If the data is not presented in a relatable way, it will be more difficult for the user to take in the message. By presenting your data in a context that the receiver can actually grasp and relate to, the likelihood of it being well-received goes up.
An effective way to make the data more relatable is by introducing a “me-layer”, the possibility of injecting the receiver into the data. As soon as the receiver can visualise herself within the data, it will become easier for her to relate to it.
Adding imagery is another way of making your data easier to understand. An image can provide humour, a context, or simply just a pleasing design. However, make sure to only use an image that is really connected to what you’re trying to present. And that isn’t a stock image!
Alan Rutter gave the example of how The Guardian has changed the way that they use images in their articles. For example, they used to show pictures of polar bears on melting ice caps when talking about climate change. However, now The Guardian uses pictures of humans portrayed in environments that have been affected by climate change. Even if it’s sad that a polar bear is losing its ice, the majority of people will probably never see a polar bear. Pictures of humans are more relatable, and therefore more emotionally engaging.
This one is probably not something new to you, but it’s so important that it’s worth bringing up. Make sure to decide what message that you want to convey, and emphasise that. You’re the expert of the data that you’re visualising, you have the power of extracting the key information. Use a classic storytelling structure of bringing the receiver from point A to point B, to get the key information across.
- Grab the attention of your receiver. Do this visually and/or with something relatable.
- Extract the key information. Simplify the data, and emphasise it. Details and follow-ups come later.
- Adapt the key information to your receiver. Depending on the motivation of the receiver, present the key information differently.
- Have separate views with details. Once the key information has been presented, the receiver can look at the details if she wishes.
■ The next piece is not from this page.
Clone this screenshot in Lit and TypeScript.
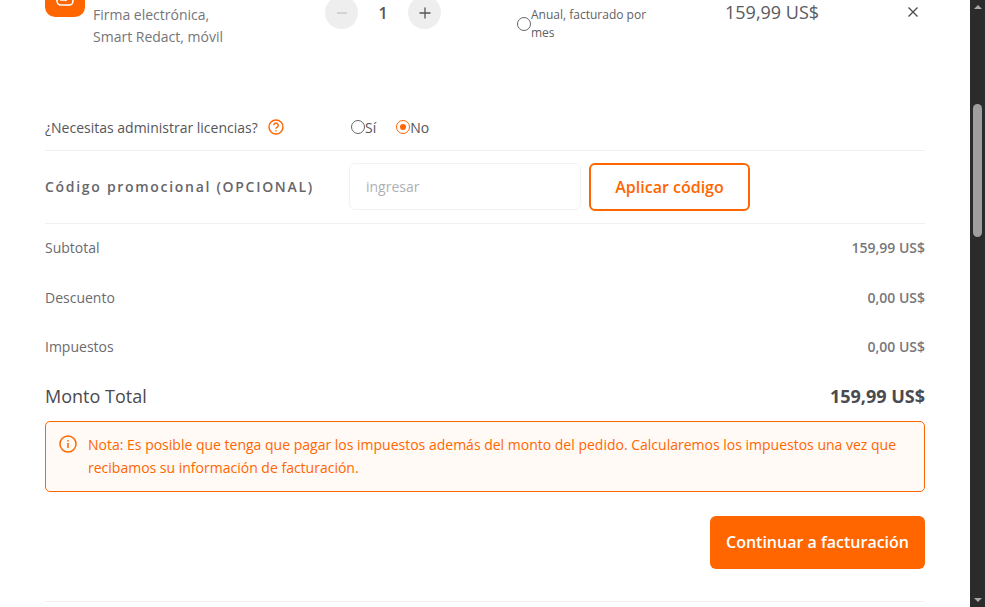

The detailed views can present how the data was collected, more in-depth, or even the raw data.
Another good practice is to always have over-explicit titles. Catchy titles are often unclear and will leave room for interpretation.
Consider if there is any uncertainty in the data or message. If there is, consider if it’s vital and if you need to convey it to the receiver also. However, this should not be done in the key information, but rather in the details section. If there is a way to visualise the uncertainty, do so! This will make it easier for the receiver to understand it.
Conclusion & extra shout-out
In the majority of the sessions we dove deep into some of the latest techniques within ML. We went to workshops for Scikit-learn with it’s core-developer Andreas Müller. In addition we met the founders of Data Provenance who told us the importance of data lineage. Together with researchers in the field, we also worked our way through notebooks covering the latest within NLP.
However, the best part was to meet people from around the world (though primarily from Europe) that work within the world of DS. It’s a hot topic, and it is evolving and growing extremely fast. Let’s do our best to keep up.
And seeing The Book of Mormon & The Lion King was also pretty sweet…! See you at the next edition of ODSC!